**Recorded data**
— begin —

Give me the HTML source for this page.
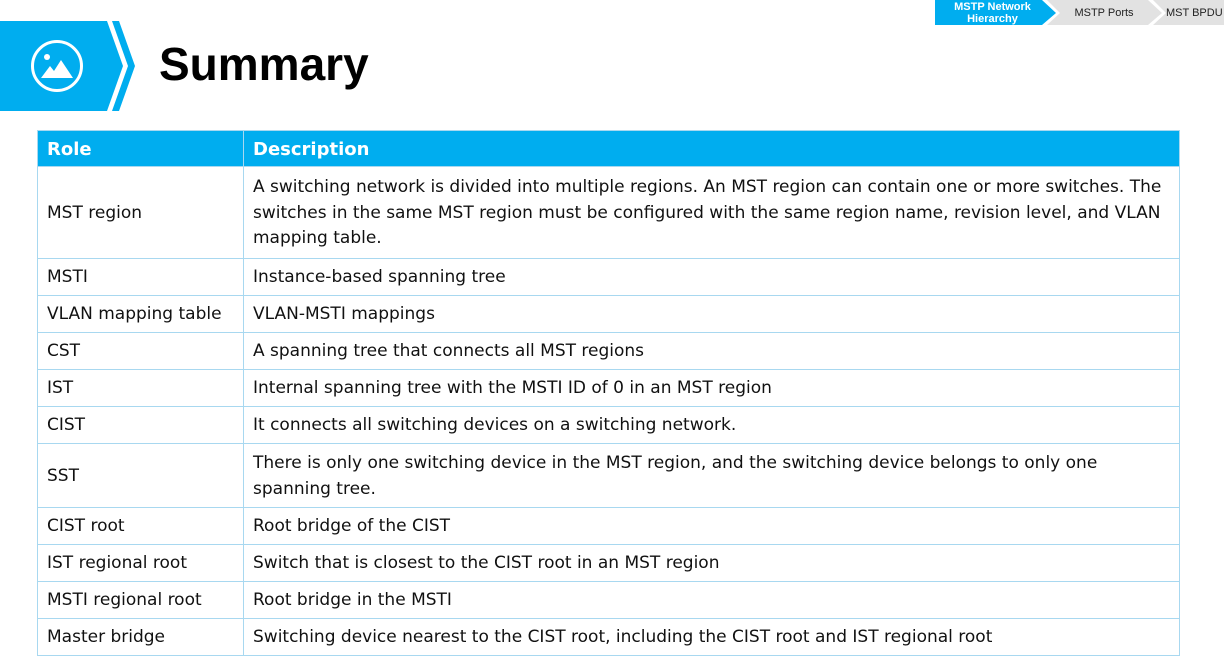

— end —
— begin —

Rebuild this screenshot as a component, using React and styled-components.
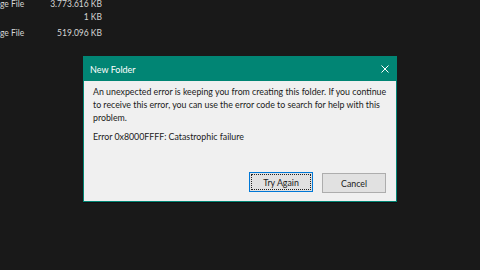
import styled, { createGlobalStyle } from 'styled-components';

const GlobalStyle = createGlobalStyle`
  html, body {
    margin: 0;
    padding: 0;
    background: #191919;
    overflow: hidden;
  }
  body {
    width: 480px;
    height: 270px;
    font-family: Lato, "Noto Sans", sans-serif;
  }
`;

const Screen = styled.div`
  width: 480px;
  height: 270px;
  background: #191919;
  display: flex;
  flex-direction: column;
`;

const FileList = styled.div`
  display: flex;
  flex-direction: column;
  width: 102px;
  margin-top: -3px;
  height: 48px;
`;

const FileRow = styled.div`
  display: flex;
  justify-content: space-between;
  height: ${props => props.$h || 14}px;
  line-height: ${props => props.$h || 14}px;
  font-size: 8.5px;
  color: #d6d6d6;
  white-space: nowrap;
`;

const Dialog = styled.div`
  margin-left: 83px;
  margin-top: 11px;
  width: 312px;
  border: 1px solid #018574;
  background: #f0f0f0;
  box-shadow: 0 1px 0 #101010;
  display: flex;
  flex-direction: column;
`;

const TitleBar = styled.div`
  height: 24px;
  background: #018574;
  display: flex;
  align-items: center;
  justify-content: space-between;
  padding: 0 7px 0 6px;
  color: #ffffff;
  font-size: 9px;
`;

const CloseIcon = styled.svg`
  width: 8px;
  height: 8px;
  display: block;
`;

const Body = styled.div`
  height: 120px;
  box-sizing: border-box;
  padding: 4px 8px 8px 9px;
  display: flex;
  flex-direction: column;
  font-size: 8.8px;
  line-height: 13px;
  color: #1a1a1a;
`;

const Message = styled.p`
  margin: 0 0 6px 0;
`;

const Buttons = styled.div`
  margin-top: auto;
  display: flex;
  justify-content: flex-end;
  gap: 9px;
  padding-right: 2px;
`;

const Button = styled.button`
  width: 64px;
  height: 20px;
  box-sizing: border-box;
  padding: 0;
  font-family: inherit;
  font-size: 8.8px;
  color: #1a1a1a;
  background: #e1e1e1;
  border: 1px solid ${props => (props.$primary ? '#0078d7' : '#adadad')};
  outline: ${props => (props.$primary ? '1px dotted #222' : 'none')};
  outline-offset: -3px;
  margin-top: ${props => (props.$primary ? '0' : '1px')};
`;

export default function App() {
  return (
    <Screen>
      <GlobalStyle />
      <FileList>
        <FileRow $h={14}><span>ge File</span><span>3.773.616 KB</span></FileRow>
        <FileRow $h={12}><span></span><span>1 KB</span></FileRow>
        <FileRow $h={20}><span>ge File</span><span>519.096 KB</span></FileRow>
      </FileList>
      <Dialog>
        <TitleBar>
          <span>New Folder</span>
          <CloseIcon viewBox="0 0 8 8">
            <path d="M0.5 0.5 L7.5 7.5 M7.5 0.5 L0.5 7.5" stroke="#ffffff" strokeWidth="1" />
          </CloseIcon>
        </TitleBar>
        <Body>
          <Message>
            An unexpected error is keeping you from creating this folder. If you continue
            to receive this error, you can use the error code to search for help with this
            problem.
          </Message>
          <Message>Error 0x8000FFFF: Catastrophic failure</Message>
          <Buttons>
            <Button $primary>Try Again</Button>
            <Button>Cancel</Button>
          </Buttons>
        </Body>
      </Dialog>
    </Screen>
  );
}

— end —
— begin —

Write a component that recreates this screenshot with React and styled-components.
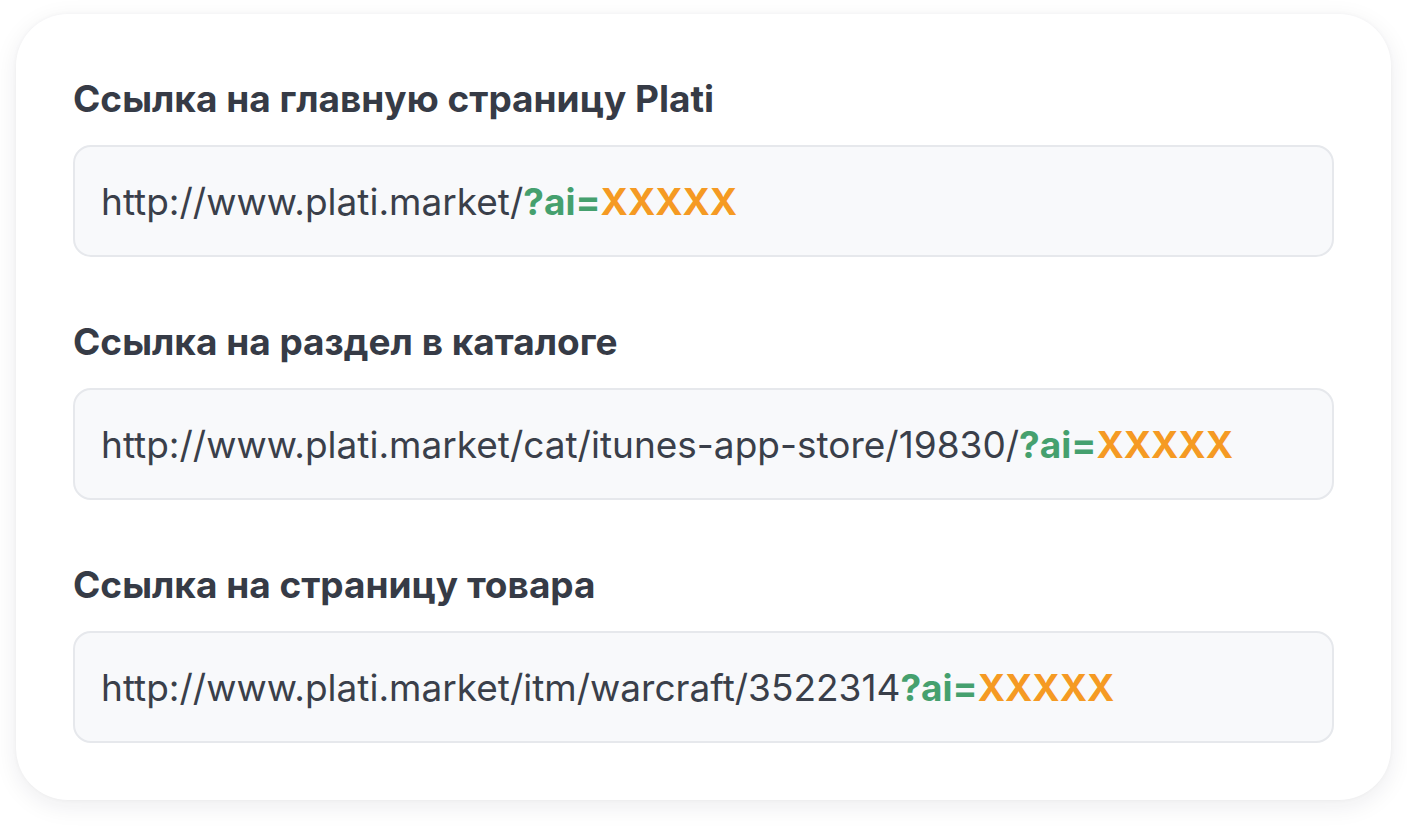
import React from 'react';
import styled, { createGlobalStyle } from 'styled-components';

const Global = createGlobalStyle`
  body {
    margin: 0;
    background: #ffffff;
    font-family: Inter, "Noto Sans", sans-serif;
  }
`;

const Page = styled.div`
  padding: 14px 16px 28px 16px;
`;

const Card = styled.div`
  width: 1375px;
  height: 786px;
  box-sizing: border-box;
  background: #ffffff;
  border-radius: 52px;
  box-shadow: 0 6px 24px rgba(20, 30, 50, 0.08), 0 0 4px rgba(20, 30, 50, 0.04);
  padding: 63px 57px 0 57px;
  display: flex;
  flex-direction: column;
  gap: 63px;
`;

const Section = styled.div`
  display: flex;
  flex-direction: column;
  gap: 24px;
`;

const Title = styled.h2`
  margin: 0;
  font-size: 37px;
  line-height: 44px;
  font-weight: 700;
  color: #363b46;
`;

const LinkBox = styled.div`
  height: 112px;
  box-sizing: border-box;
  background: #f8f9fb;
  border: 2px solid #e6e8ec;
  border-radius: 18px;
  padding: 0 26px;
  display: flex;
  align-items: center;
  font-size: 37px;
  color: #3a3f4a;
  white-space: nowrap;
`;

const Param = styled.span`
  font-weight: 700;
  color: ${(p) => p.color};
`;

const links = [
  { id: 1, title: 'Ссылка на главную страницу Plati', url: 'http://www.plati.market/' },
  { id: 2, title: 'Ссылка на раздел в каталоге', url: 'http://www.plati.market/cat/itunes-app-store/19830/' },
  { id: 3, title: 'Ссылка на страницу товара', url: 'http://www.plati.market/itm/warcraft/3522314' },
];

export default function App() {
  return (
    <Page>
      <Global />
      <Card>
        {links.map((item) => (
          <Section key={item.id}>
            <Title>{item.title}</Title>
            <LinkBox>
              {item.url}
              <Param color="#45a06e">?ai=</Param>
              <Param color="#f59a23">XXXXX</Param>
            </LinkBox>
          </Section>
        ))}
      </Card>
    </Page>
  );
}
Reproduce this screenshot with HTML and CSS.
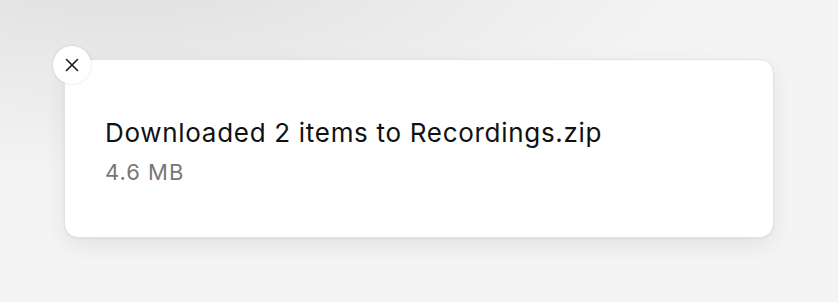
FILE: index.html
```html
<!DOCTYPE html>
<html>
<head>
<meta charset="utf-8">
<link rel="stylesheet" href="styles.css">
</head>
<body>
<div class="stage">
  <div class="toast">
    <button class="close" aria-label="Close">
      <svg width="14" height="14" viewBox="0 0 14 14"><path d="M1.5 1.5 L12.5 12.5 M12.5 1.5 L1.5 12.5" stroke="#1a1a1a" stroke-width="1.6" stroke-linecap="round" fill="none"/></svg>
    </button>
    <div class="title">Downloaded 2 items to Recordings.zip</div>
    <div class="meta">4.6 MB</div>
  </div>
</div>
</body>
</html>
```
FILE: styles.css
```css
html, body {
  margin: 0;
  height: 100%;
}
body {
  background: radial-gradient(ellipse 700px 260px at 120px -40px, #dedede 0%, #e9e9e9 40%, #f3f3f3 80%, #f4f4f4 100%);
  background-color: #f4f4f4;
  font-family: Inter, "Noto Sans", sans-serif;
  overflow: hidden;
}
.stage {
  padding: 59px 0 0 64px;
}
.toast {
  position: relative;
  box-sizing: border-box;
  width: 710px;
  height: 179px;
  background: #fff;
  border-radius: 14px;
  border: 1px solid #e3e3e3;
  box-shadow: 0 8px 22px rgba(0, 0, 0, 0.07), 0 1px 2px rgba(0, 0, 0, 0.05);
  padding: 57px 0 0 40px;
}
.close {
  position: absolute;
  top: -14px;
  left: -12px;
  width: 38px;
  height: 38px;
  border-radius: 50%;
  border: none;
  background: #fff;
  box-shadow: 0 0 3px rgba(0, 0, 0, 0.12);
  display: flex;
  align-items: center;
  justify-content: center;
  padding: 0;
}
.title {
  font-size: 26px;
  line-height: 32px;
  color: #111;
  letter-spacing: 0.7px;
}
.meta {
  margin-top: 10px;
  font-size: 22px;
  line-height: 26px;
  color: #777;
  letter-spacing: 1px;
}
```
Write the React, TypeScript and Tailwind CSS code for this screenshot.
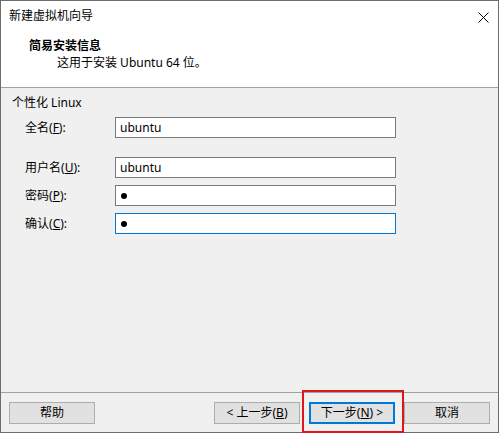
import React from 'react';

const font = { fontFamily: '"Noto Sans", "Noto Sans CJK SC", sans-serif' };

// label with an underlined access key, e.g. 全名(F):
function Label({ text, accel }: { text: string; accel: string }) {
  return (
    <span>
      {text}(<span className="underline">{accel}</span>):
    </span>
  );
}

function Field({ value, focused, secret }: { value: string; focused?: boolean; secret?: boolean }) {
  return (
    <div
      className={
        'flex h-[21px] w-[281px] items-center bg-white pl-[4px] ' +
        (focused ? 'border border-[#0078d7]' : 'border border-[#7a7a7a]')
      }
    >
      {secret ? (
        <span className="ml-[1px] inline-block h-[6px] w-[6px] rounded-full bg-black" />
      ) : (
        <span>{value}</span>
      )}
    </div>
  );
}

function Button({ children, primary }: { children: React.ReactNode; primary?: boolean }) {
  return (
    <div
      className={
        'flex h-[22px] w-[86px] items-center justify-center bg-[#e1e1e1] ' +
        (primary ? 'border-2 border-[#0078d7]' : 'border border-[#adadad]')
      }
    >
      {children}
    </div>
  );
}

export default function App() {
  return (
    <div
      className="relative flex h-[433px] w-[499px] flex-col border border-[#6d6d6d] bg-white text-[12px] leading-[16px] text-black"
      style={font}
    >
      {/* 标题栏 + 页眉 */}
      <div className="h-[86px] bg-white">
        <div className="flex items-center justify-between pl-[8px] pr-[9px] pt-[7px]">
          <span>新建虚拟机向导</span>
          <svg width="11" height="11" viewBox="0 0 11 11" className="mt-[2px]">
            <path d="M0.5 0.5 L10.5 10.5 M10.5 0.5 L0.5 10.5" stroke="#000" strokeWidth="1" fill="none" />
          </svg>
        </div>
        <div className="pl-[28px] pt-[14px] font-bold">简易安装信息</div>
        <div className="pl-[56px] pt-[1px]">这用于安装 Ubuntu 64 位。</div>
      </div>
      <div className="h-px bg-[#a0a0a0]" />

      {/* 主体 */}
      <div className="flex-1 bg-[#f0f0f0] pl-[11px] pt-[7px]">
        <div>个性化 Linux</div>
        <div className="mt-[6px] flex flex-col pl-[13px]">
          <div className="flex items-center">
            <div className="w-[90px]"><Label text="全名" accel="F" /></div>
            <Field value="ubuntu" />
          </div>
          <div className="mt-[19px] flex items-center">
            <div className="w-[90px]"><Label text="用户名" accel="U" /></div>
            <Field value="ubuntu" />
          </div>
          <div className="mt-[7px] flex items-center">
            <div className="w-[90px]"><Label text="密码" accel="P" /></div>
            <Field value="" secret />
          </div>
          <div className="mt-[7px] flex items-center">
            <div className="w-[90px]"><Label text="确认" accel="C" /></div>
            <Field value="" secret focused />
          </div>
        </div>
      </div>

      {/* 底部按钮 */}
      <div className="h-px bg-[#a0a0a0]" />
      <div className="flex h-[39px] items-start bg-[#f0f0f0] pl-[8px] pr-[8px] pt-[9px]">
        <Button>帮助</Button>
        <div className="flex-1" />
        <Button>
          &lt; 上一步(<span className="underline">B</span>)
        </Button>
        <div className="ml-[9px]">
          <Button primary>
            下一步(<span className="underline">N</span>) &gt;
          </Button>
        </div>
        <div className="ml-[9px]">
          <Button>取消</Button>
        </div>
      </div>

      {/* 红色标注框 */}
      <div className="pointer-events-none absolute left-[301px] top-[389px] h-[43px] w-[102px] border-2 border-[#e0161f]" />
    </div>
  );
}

— end —

**Problem to solve**
Copy every line above in which the string "components" shows up.

**Right answer**
Rebuild this screenshot as a component, using React and styled-components.
import styled, { createGlobalStyle } from 'styled-components';
Write a component that recreates this screenshot with React and styled-components.
import styled, { createGlobalStyle } from 'styled-components';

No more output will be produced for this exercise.